The Federal Reserve is widely expected to begin raising rates in September this year. The Bank of England is expected to start mid next year. The question for investors then is whether the party is winding down. For those that believe it is, and that there may be a hangover afterwards, an alternative approach is to move down the risk curve, building a more defensive portfolio. Once any repricing occurs, these investors would then move back into riskier assets at higher levels of prospective return. The problem with this approach is that there is some chance this environment will persist for many years yet. These are challenging times for all investors.
For our part, we have begun taking modest amounts of risk out of the portfolio, although at this stage we are still well within what we would consider to be normal levels of risk. We are more inclined to reduce risk than to chase return, but we have to recognise the determination of global policymakers.
In closing
So in closing, as we look at the world, and the myriad pressures, uncertainties and evolving economic policy settings, we take our responsibilities of investing Australia’s sovereign wealth fund extremely seriously. We have developed a distinctive approach, which means we tend to build a portfolio that looks rather different to others.

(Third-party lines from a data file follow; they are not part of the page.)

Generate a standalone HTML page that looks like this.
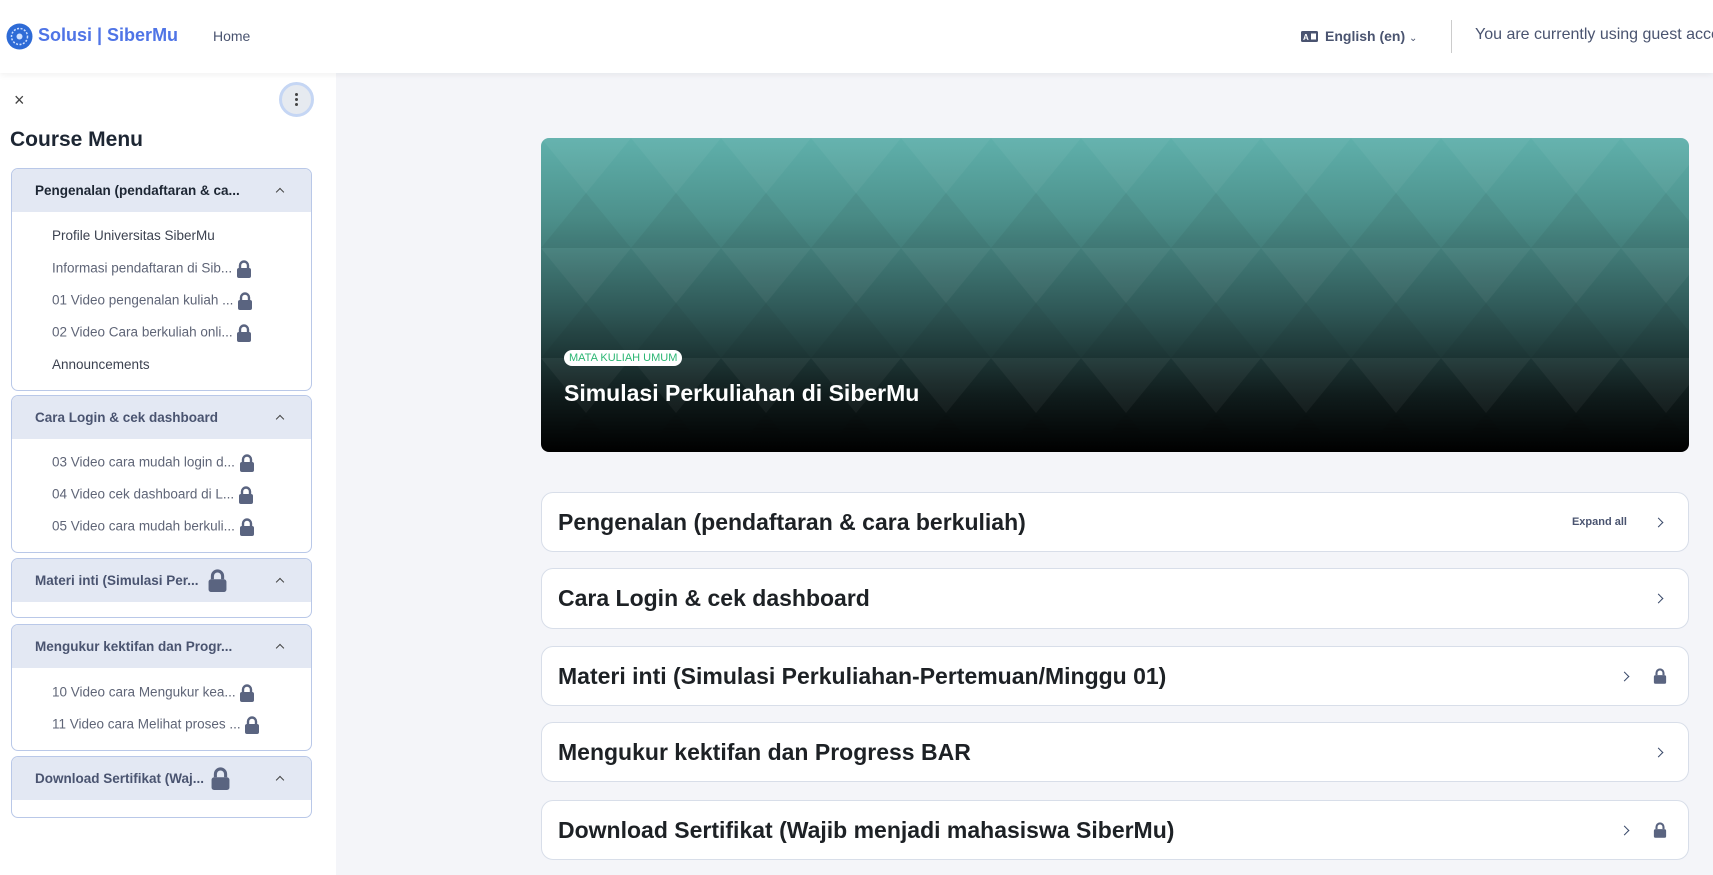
<!DOCTYPE html>
<html><head><meta charset="utf-8"><style>
*{box-sizing:border-box;margin:0;padding:0}
body{width:1713px;height:875px;overflow:hidden;font-family:"Liberation Sans",sans-serif;background:#f4f5f9;position:relative;color:#1d2125}
.hdr{position:absolute;left:0;top:0;width:1713px;height:73px;background:#fff;box-shadow:0 2px 6px rgba(0,0,0,.06);z-index:2}
.side{position:absolute;left:0;top:73px;width:336px;height:802px;background:#fff}
.box{position:absolute;left:11px;width:301px;border:1px solid #b9c8e8;border-radius:7px;overflow:hidden;background:#fff}
.bh{height:43px;background:#e3e8f3;display:flex;align-items:center;padding-left:23px;font-weight:bold;font-size:13.5px;color:#4a5470;position:relative}
.bh.dark{color:#1d2633}
.car{position:absolute;right:28px;top:20px;width:6px;height:6px;border-left:1.5px solid #444;border-top:1.5px solid #444;transform:rotate(45deg)}
.it{position:absolute;left:40px;font-size:13.5px;color:#5f6577;white-space:nowrap}
.lk{display:inline-block;vertical-align:middle}
.sec{position:absolute;left:541px;width:1148px;background:#fff;border:1px solid #d8dee9;border-radius:12px;font-weight:bold;font-size:23px;color:#1d2125;padding-left:16px;display:flex;align-items:center}
.chev{position:absolute;width:7px;height:7px;border-right:1.7px solid #3a4a6a;border-top:1.7px solid #3a4a6a;transform:rotate(45deg)}
</style></head><body>
<div class="hdr">
 <svg style="position:absolute;left:6px;top:23px" width="27" height="27" viewBox="0 0 27 27"><circle cx="13.5" cy="13.5" r="13" fill="#2e6bd6"/><circle cx="13.5" cy="13.5" r="8" fill="none" stroke="#cfe0ff" stroke-width="1.5" stroke-dasharray="2 1.5"/><circle cx="13.5" cy="13.5" r="3" fill="#cfe0ff"/></svg>
 <div style="position:absolute;left:38px;top:25px;font-size:18px;font-weight:bold;color:#4f74e6">Solusi | SiberMu</div>
 <div style="position:absolute;left:213px;top:28px;font-size:14px;color:#4a5470">Home</div>
 <svg style="position:absolute;left:1301px;top:31px" width="17" height="11"><rect width="17" height="11" rx="1.5" fill="#4a5470"/><text x="2" y="9" font-size="8" fill="#fff" font-family="Liberation Sans" font-weight="bold">A</text><rect x="10" y="2.5" width="5" height="6" fill="#fff"/></svg>
 <div style="position:absolute;left:1325px;top:28px;font-size:14px;font-weight:bold;color:#4a5470">English (en) <span style="font-size:10px;font-weight:normal">&#8964;</span></div>
 <div style="position:absolute;left:1451px;top:20px;width:1px;height:33px;background:#ccc"></div>
 <div style="position:absolute;left:1475px;top:26px;font-size:16px;color:#4a5470;white-space:nowrap">You are currently using guest access</div>
</div>
<div class="side">
 <div style="position:absolute;left:14px;top:17px;font-size:18px;color:#444">×</div>
 <div style="position:absolute;left:279px;top:9px;width:35px;height:35px;border-radius:50%;border:3px solid #c5d6f4;background:#e6eaf0">
  <div style="position:absolute;left:13px;top:8px;width:3px;height:3px;border-radius:50%;background:#444"></div>
  <div style="position:absolute;left:13px;top:13px;width:3px;height:3px;border-radius:50%;background:#444"></div>
  <div style="position:absolute;left:13px;top:18px;width:3px;height:3px;border-radius:50%;background:#444"></div>
 </div>
 <div style="position:absolute;left:10px;top:55px;font-size:21px;font-weight:bold;color:#1d2633">Course Menu</div>
</div>
<svg width="0" height="0" style="position:absolute"><defs><symbol id="lock" viewBox="0 0 16 18"><path d="M4 8V5.5a4 4 0 0 1 8 0V8" fill="none" stroke="#5a6480" stroke-width="2.4"/><rect x="1" y="8" width="14" height="10" rx="2" fill="#5a6480"/></symbol></defs></svg>
<div class="box" style="top:168px;height:223px"><div class="bh dark">Pengenalan (pendaftaran &amp; ca...<span class="car"></span></div>
 <div class="it" style="top:59px;color:#3c4250">Profile Universitas SiberMu</div>
 <div class="it" style="top:91px">Informasi pendaftaran di Sib... <svg class="lk" width="16" height="18"><use href="#lock"/></svg></div>
 <div class="it" style="top:123px">01 Video pengenalan kuliah ... <svg class="lk" width="16" height="18"><use href="#lock"/></svg></div>
 <div class="it" style="top:155px">02 Video Cara berkuliah onli... <svg class="lk" width="16" height="18"><use href="#lock"/></svg></div>
 <div class="it" style="top:188px;color:#3c4250">Announcements</div>
</div>
<div class="box" style="top:395px;height:158px"><div class="bh">Cara Login &amp; cek dashboard<span class="car"></span></div>
 <div class="it" style="top:58px">03 Video cara mudah login d... <svg class="lk" width="16" height="18"><use href="#lock"/></svg></div>
 <div class="it" style="top:90px">04 Video cek dashboard di L... <svg class="lk" width="16" height="18"><use href="#lock"/></svg></div>
 <div class="it" style="top:122px">05 Video cara mudah berkuli... <svg class="lk" width="16" height="18"><use href="#lock"/></svg></div>
</div>
<div class="box" style="top:558px;height:60px"><div class="bh">Materi inti (Simulasi Per... <svg style="margin-left:8px" width="21" height="23" viewBox="0 0 16 18"><use href="#lock"/></svg><span class="car"></span></div></div>
<div class="box" style="top:624px;height:127px"><div class="bh">Mengukur kektifan dan Progr...<span class="car"></span></div>
 <div class="it" style="top:59px">10 Video cara Mengukur kea... <svg class="lk" width="16" height="18"><use href="#lock"/></svg></div>
 <div class="it" style="top:91px">11 Video cara Melihat proses ... <svg class="lk" width="16" height="18"><use href="#lock"/></svg></div>
</div>
<div class="box" style="top:756px;height:62px"><div class="bh">Download Sertifikat (Waj... <svg style="margin-left:6px" width="21" height="23" viewBox="0 0 16 18"><use href="#lock"/></svg><span class="car"></span></div></div>

<div style="position:absolute;left:541px;top:138px;width:1148px;height:314px;border-radius:8px;overflow:hidden;background:linear-gradient(#5fb0ab 0%,#4d918c 25%,#2f5857 55%,#101c1c 82%,#000 100%)">
 <svg width="1148" height="314" style="position:absolute;left:0;top:0"><defs><pattern id="tp" width="90" height="110" patternUnits="userSpaceOnUse"><polygon points="0,0 45,55 90,0" fill="rgba(255,255,255,.045)"/><polygon points="45,55 0,110 90,110" fill="rgba(0,0,0,.05)"/></pattern></defs><rect width="1148" height="314" fill="url(#tp)"/></svg>
 <div style="position:absolute;left:23px;top:212px;background:#fff;border-radius:10px;padding:2px 5px;font-size:11px;color:#2bb673">MATA KULIAH UMUM</div>
 <div style="position:absolute;left:23px;top:242px;font-size:23px;font-weight:bold;color:#fff">Simulasi Perkuliahan di SiberMu</div>
</div>
<div class="sec" style="top:492px;height:60px">Pengenalan (pendaftaran &amp; cara berkuliah)<span style="position:absolute;right:61px;font-size:11px;color:#4a5470">Expand all</span><span class="chev" style="right:26px"></span></div>
<div class="sec" style="top:568px;height:61px">Cara Login &amp; cek dashboard<span class="chev" style="right:26px"></span></div>
<div class="sec" style="top:646px;height:60px">Materi inti (Simulasi Perkuliahan-Pertemuan/Minggu 01)<span class="chev" style="right:60px"></span><svg style="position:absolute;right:21px" width="14" height="16" viewBox="0 0 16 18"><use href="#lock"/></svg></div>
<div class="sec" style="top:722px;height:60px">Mengukur kektifan dan Progress BAR<span class="chev" style="right:26px"></span></div>
<div class="sec" style="top:800px;height:60px">Download Sertifikat (Wajib menjadi mahasiswa SiberMu)<span class="chev" style="right:60px"></span><svg style="position:absolute;right:21px" width="14" height="16" viewBox="0 0 16 18"><use href="#lock"/></svg></div>
</body></html>
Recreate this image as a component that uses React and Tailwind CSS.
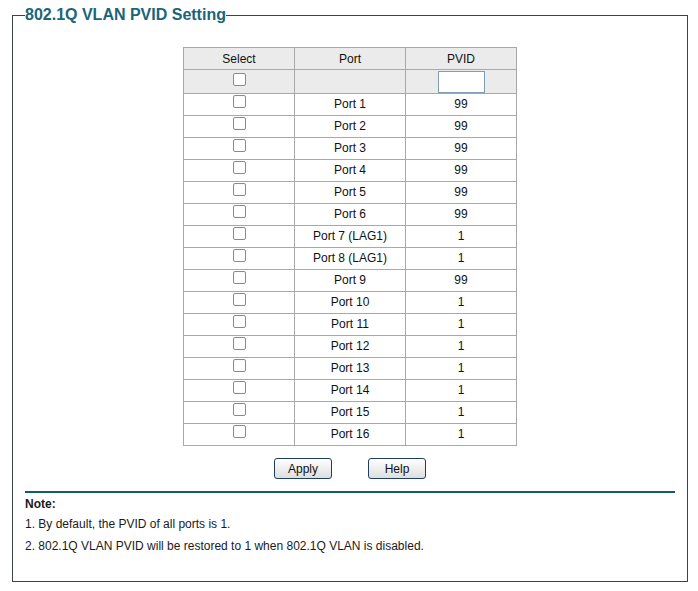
import React from "react";

const ports = [
  ["Port 1", "99"],
  ["Port 2", "99"],
  ["Port 3", "99"],
  ["Port 4", "99"],
  ["Port 5", "99"],
  ["Port 6", "99"],
  ["Port 7 (LAG1)", "1"],
  ["Port 8 (LAG1)", "1"],
  ["Port 9", "99"],
  ["Port 10", "1"],
  ["Port 11", "1"],
  ["Port 12", "1"],
  ["Port 13", "1"],
  ["Port 14", "1"],
  ["Port 15", "1"],
  ["Port 16", "1"],
];

function Box() {
  return (
    <span className="block w-[13px] h-[13px] border border-[#8a8a8a] rounded-[2px] bg-white"></span>
  );
}

export default function App() {
  return (
    <div
      className="pt-[6px] pl-[12px] w-[688px] bg-white text-[#111]"
      style={{ fontFamily: '"Liberation Sans", Arial, sans-serif' }}
    >
      <fieldset className="border border-[#3d4347] px-[12px] pb-[24px] w-[676px]">
        <legend className="text-[16px] font-bold leading-[18px] text-[#1b6479]">
          802.1Q VLAN PVID Setting
        </legend>
        <table className="mx-auto mt-[23px] border-collapse table-fixed w-[334px] text-[12px] leading-[14px]">
          <tbody>
            <tr className="h-[22px] bg-[#ebebeb]">
              <td className="border border-[#a8a8a8] text-center p-0">Select</td>
              <td className="border border-[#a8a8a8] text-center p-0">Port</td>
              <td className="border border-[#a8a8a8] text-center p-0">PVID</td>
            </tr>
            <tr className="h-[24px] bg-[#ebebeb]">
              <td className="border border-[#a8a8a8] p-0">
                <div className="flex justify-center pb-[4px]"><Box /></div>
              </td>
              <td className="border border-[#a8a8a8] p-0"></td>
              <td className="border border-[#a8a8a8] p-0">
                <div className="flex justify-center">
                  <div className="w-[47px] h-[22px] border border-[#7f9db9] bg-white"></div>
                </div>
              </td>
            </tr>
            {ports.map(([p, v]) => (
              <tr key={p} className="h-[22px] bg-white">
                <td className="border border-[#a8a8a8] p-0">
                  <div className="flex justify-center pb-[6px]"><Box /></div>
                </td>
                <td className="border border-[#a8a8a8] text-center p-0 pb-[1px]">{p}</td>
                <td className="border border-[#a8a8a8] text-center p-0 pb-[1px]">{v}</td>
              </tr>
            ))}
          </tbody>
        </table>
        <div className="flex justify-center gap-[36px] mt-[12px]">
          <button className="w-[58px] h-[21px] border border-[#1f3f5e] rounded-[3px] bg-gradient-to-b from-white to-[#dedede] text-[12px] leading-none">
            Apply
          </button>
          <button className="w-[58px] h-[21px] border border-[#1f3f5e] rounded-[3px] bg-gradient-to-b from-white to-[#dedede] text-[12px] leading-none">
            Help
          </button>
        </div>
        <div className="mt-[12px] border-t-2 border-[#125c69] text-[12px] text-[#1a1a1a]">
          <div className="font-bold leading-[19px] pt-[2px]">Note:</div>
          <div className="leading-[21px]">1. By default, the PVID of all ports is 1.</div>
          <div className="leading-[22px]">2. 802.1Q VLAN PVID will be restored to 1 when 802.1Q VLAN is disabled.</div>
        </div>
      </fieldset>
    </div>
  );
}
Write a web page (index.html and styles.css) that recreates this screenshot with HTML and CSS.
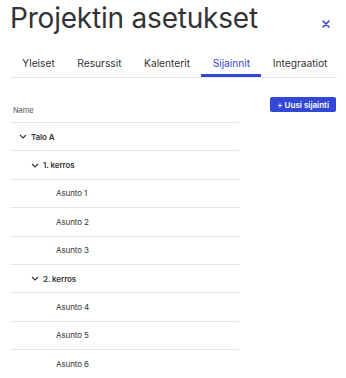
FILE: index.html
```html
<!DOCTYPE html>
<html>
<head>
  <title>Projektin asetukset</title>
  <meta name="viewport" content="width=device-width, initial-scale=1">
  <link rel="stylesheet" href="styles.css">
</head>
<body>
  <div class="header">
    <h1>Projektin asetukset</h1>
    <button class="close" aria-label="Sulje">
      <svg width="8" height="8" viewBox="0 0 8 8"><path d="M1 1L7 7M7 1L1 7" stroke="#3347d6" stroke-width="1.6" stroke-linecap="round"/></svg>
    </button>
  </div>
  <div class="tabs">
    <div class="tab">Yleiset</div>
    <div class="tab">Resurssit</div>
    <div class="tab">Kalenterit</div>
    <div class="tab active">Sijainnit</div>
    <div class="tab">Integraatiot</div>
  </div>
  <div class="content">
    <div class="tree">
      <div class="row head">Name</div>
      <div class="row lvl0 group"><svg class="chev" viewBox="0 0 8 5"><path d="M1 1L4 4L7 1" fill="none" stroke="#333" stroke-width="1.1"/></svg>Talo A</div>
      <div class="row lvl1 group"><svg class="chev" viewBox="0 0 8 5"><path d="M1 1L4 4L7 1" fill="none" stroke="#333" stroke-width="1.1"/></svg>1. kerros</div>
      <div class="row lvl2">Asunto 1</div>
      <div class="row lvl2">Asunto 2</div>
      <div class="row lvl2">Asunto 3</div>
      <div class="row lvl1 group"><svg class="chev" viewBox="0 0 8 5"><path d="M1 1L4 4L7 1" fill="none" stroke="#333" stroke-width="1.1"/></svg>2. kerros</div>
      <div class="row lvl2">Asunto 4</div>
      <div class="row lvl2">Asunto 5</div>
      <div class="row lvl2">Asunto 6</div>
    </div>
    <button class="add">+ Uusi sijainti</button>
  </div>
</body>
</html>
```

FILE: styles.css
```css
body { font-family:Inter,'Noto Sans',sans-serif; margin:0; padding:0 9px 0 10px; background:#fff; color:#333; }
.header { display:flex; justify-content:space-between; align-items:flex-start; height:55px; }
h1 { font-size:28px; font-weight:400; margin:0; padding-top:1px; color:#333; letter-spacing:-0.2px; }
.close { background:none; border:0; padding:0; margin:20px 7px 0 0; cursor:pointer; line-height:0; }
.tabs { display:flex; border-bottom:1px solid #e4e4e4; padding-left:1px; }
.tab { font-size:10.2px; padding:2px 11.3px 5px; border-bottom:3px solid transparent; color:#333; }
.tab.active { color:#3347d6; border-bottom-color:#3347d6; }
.content { display:flex; justify-content:space-between; align-items:flex-start; margin-top:20px; }
.tree { width:229px; }
.row { height:27.4px; border-bottom:1px solid #e6e6e6; display:flex; align-items:center; font-size:8px; letter-spacing:-0.1px; }
.row.head { height:24px; color:#555; padding-left:3px; font-size:7.5px; }
.group { font-weight:600; }
.lvl0 { padding-left:9px; }
.lvl1 { padding-left:21px; }
.lvl2 { padding-left:46px; }
.chev { width:8px; height:5px; margin-right:4px; }
.add { background:#3347d6; color:#fff; border:0; border-radius:2px; font-family:inherit; font-size:8px; font-weight:600;
       height:15px; padding:0 7px; margin-right:1px; margin-top:-1px; }
```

We try to position that portfolio to be as robust as possible to the range of scenarios that may play out while being capable of achieving our risk and return objectives over the long term.
Given the somewhat unusual market conditions, we are focused on keeping our discipline to only take risk where we see adequate reward, and we are redoubling our efforts to work alongside our partners to identify those niches that we believe offer the best risk-adjusted returns.
Thank you for your time and I’d be delighted to take questions.